Friday, May 25, 2012

The 2011-12 All-NBA Teams

The All-NBA Teams were announced yesterday.  Below is a review of the results and my commentary.

First Team: Kobe Bryant, Chris Paul
Second Team: Russell Westbrook, Tony Parker
Third Team: Rajon Rondo, Dwyane Wade

Comment: Paul played excellently in lifting the Clippers -- a motley bunch of very young players and old hangers-on -- to the status of a fringe contender.  Bryant played well, but took too many shots and made too few of them, averaging 10 of 23 from the field and posting the second-highest usage rate of his career (behind only his 2005-06 campaign, the season of Smush Parker and Kwame Brown).  Parker, who led San Antonio to the best record in the West, probably deserved a spot on the First Team.  Otherwise, the list is unimpeachable: Steve Nash and James Harden could have made a case for inclusion, but it is difficult to remove any of the six honorees from their spots.  Westbrook was a freak, Wade was great, and Rondo brought the Celtics back from despair after they entered the All-Star break with more losses than wins.  Rondo actually ended up leading the league in assists per game.  Several former mainstays of this accolade -- Joe Johnson, Derrick Rose, Manu Ginobili, and Deron Williams -- were either injured or lethargic or both this season and did not distinguish themselves.

First Team: Dwight Howard
Second Team: Andrew Bynum
Third Team: Tyson Chandler

Comment: Who can argue with this list?
Roy Hibbert, Greg Monroe, Joakim Noah, Marc Gasol, Marcin Gortat, Al Jefferson, and Kevin Garnett also deserve mention.  Hibbert, alone among these gentlemen, has the towering stature that David Robinson and Patrick Ewing carried throughout the '90s.  If he can harness his build with the jump-shooting and intimidation skills of the former Spur and former Knick, his place on the All-NBA team will eventually be sealed.  Garnett nominally played center after Jermaine O'Neal left the team; the fairly wiry Bass-Garnett frontcourt was their most common and also most effective.  Sacramento's DeMarcus Cousins showed tons of promise on offense, but a 45% field-goal percentage mark is not enough to invite double-teams and properly power an offense.
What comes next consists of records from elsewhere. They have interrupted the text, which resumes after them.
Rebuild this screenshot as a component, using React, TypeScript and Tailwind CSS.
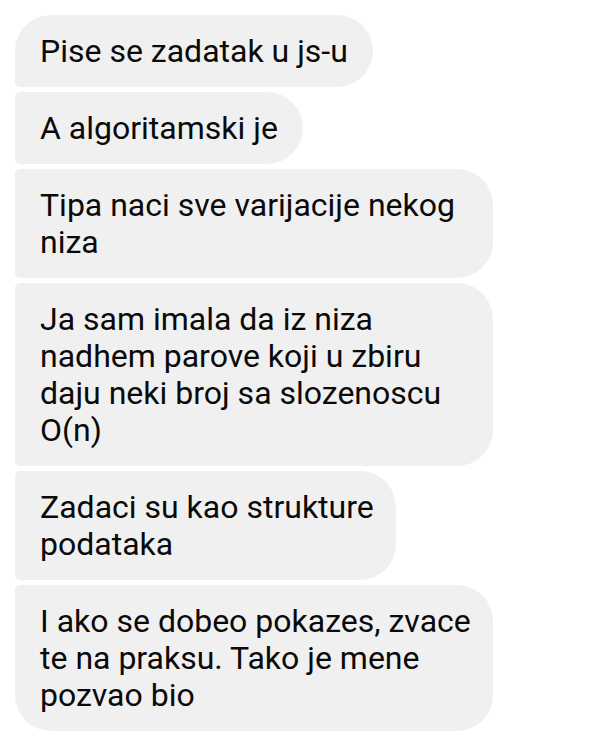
import React from 'react';

type Msg = { lines: string[]; width: string; corners: string };

const messages: Msg[] = [
  { lines: ['Pise se zadatak u js-u'], width: 'w-fit', corners: 'rounded-tl-[36px] rounded-bl-[5px]' },
  { lines: ['A algoritamski je'], width: 'w-fit', corners: 'rounded-l-[5px]' },
  { lines: ['Tipa naci sve varijacije nekog', 'niza'], width: 'w-[478px]', corners: 'rounded-l-[5px]' },
  {
    lines: ['Ja sam imala da iz niza', 'nadhem parove koji u zbiru', 'daju neki broj sa slozenoscu', 'O(n)'],
    width: 'w-[478px]',
    corners: 'rounded-l-[5px]',
  },
  { lines: ['Zadaci su kao strukture', 'podataka'], width: 'w-[381px]', corners: 'rounded-l-[5px]' },
  {
    lines: ['I ako se dobeo pokazes, zvace', 'te na praksu. Tako je mene', 'pozvao bio'],
    width: 'w-[478px]',
    corners: 'rounded-tl-[5px] rounded-bl-[36px]',
  },
];

const App: React.FC = () => {
  return (
    <div
      className="w-[615px] h-[744px] bg-white pt-[15px] pl-[15px] flex flex-col gap-[5px] overflow-hidden"
      style={{ fontFamily: 'Roboto, "Noto Sans", sans-serif' }}
    >
      {messages.map((m, i) => (
        <div
          key={i}
          className={`${m.width} bg-[#f1f0f0] rounded-r-[36px] ${m.corners} pl-[25px] pr-[25px] pt-[18px] pb-[17px] text-[32px] leading-[37px] text-[#0a0a0a]`}
        >
          {m.lines.map((l, j) => (
            <div key={j} className="whitespace-nowrap">
              {l}
            </div>
          ))}
        </div>
      ))}
    </div>
  );
};

export default App;
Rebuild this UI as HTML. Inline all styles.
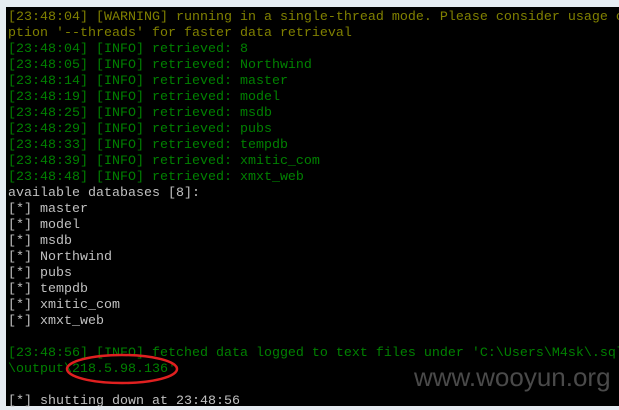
<html><head><style>
body{margin:0;width:619px;height:406px;background:#e6ecf2;overflow:hidden;position:relative}
#t{position:absolute;left:6px;top:7px;right:0;bottom:0;background:#000}
pre{margin:0;position:absolute;left:8px;top:10px;font:13.33px/16px "Liberation Mono",monospace;color:#c0c0c0;white-space:pre;letter-spacing:0}
.y{color:#808000}.g{color:#008000}
#w{position:absolute;left:414px;top:362px;font:26px "Liberation Sans",sans-serif;color:#4a4a4a}
</style></head><body><div id="t"></div>
<pre><span class="y">[23:48:04] [WARNING] running in a single-thread mode. Please consider usage of
ption '--threads' for faster data retrieval</span>
<span class="g">[23:48:04] [INFO] retrieved: 8
[23:48:05] [INFO] retrieved: Northwind
[23:48:14] [INFO] retrieved: master
[23:48:19] [INFO] retrieved: model
[23:48:25] [INFO] retrieved: msdb
[23:48:29] [INFO] retrieved: pubs
[23:48:33] [INFO] retrieved: tempdb
[23:48:39] [INFO] retrieved: xmitic_com
[23:48:48] [INFO] retrieved: xmxt_web</span>
available databases [8]:
[*] master
[*] model
[*] msdb
[*] Northwind
[*] pubs
[*] tempdb
[*] xmitic_com
[*] xmxt_web

<span class="g">[23:48:56] [INFO] fetched data logged to text files under 'C:\Users\M4sk\.sql
\output\218.5.98.136'</span>

[*] shutting down at 23:48:56</pre>
<div id="w">www.wooyun.org</div>
<svg style="position:absolute;left:0;top:0" width="619" height="406"><ellipse cx="122" cy="369" rx="55" ry="14" fill="none" stroke="#e02020" stroke-width="2.5"/></svg>
</body></html>
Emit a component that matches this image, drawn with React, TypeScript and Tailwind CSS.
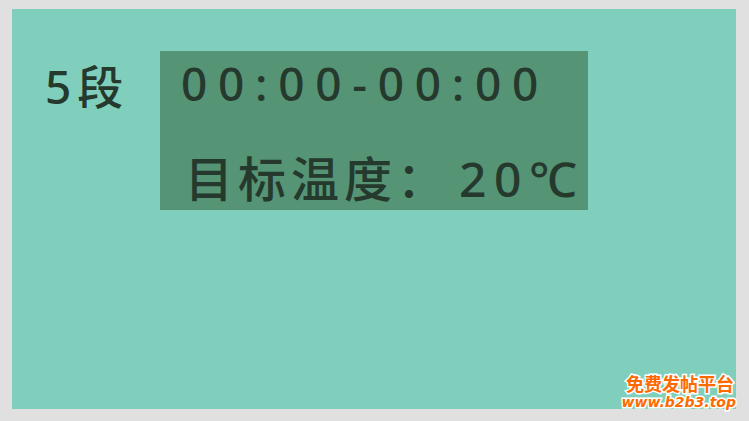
import React from "react";

const font = { fontFamily: '"Noto Sans", "Noto Sans CJK SC", sans-serif' };

export default function App() {
  return (
    <div
      className="relative w-[749px] h-[421px] bg-[#e0e0e0] pt-[9px] pl-[12px] pr-[13px] pb-[12px] flex"
      style={font}
    >
      <div className="flex-1 bg-[#80cfbd] flex items-start pt-[42px] text-[#25392d] font-medium">
        <div className="ml-[33px] w-[115px] text-[46px] leading-none tracking-[6px] mt-[12px]">5段</div>
        <div className="w-[428px] h-[159px] bg-[#569476] flex flex-col pl-[21px]">
          <div className="text-[46px] leading-none tracking-[10.7px] mt-[9px]">00:00-00:00</div>
          <div className="text-[48px] leading-none mt-[49px] pl-[4px] whitespace-nowrap flex">
            <span className="tracking-[5px]">目标温度：</span>
            <span className="tracking-[7.5px] ml-[9px]">20℃</span>
          </div>
        </div>
      </div>
      <div
        className="absolute right-[14px] bottom-[12px] flex flex-col items-end font-bold text-[#ff6a00] leading-none"
        style={{ fontFamily: '"Noto Sans CJK SC", "Noto Sans", sans-serif' }}
      >
        <div className="text-[18px] [paint-order:stroke_fill] [-webkit-text-stroke:3px_white] mr-[1px]">
          免费发帖平台
        </div>
        <div
          className="text-[14px] italic [paint-order:stroke_fill] [-webkit-text-stroke:3px_white] mt-[3px] mr-[-1px]"
          style={{ fontFamily: '"DejaVu Sans", sans-serif' }}
        >
          www.b2b3.top
        </div>
      </div>
    </div>
  );
}
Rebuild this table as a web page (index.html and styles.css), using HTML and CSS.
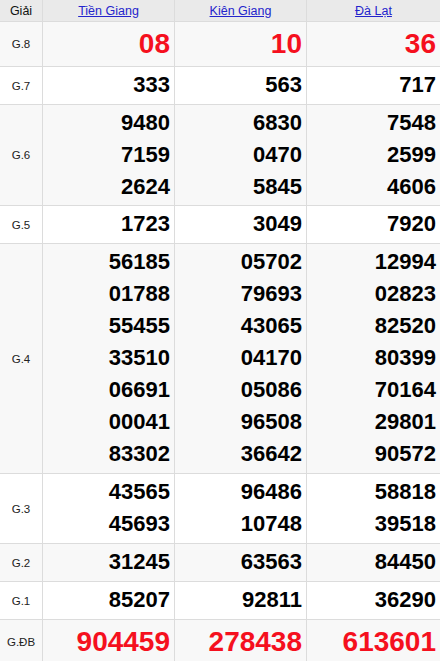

Tim Duncan played like an All-Star in his 28 minutes per game this season; his per-game statistics (18 points, 9 boards, 2 blocks, and nearly 80% from the free-throw line) would have been transcendent if he played, say, 36 minutes per game like a star center in his prime.  However, I cannot choose a half-time contributor for the All-NBA list.

First Team: LeBron James, Kevin Durant
Second Team: Kevin Love, Blake Griffin
Third Team: Carmelo Anthony, Dirk Nowitzki

Comment: JPO would probably put Andre Iguodala and LaMarcus Aldridge on the Third Team ahead of Anthony and Nowitzki.  Anthony shot a low percentage all season and missed several games in February during Jeremy Lin's rise to fame.  Nowitzki played poorly in January (15 points, 6 rebounds) and averaged only 21.6 points for the whole season, hardly matching his usual standards.  This was also the seventh consecutive season in which his per-game board numbers dipped from the previous season.  Love was a monster producer on the offensive end, and he ranked twelfth in the league in Adjusted Plus-Minus, showing that his defensive efforts are not as lackluster as commonly advertised.  Griffin was very good offensively, though his defense needs work: witness how Tim Duncan and Tiago Splitter ate him for breakfast in the just-completed Spurs-Clippers series.  

Paul Pierce, Luol Deng, Rudy Gay, Josh Smith, Chris Bosh, and Paul Millsap also deserve mention.  Ultimately, the two-way ability of Iguodala and Aldridge puts them in my top six in this category; Deng and Smith also balled hard on defense, but the Sixer and the Blazer balled a bit harder.

Other than all the players I mentioned above, other players receiving votes from the official panel include Monta Ellis, Luis Scola, David Lee, Danny Granger, and Serge Ibaka.  Sorry, but these votes must be a joke.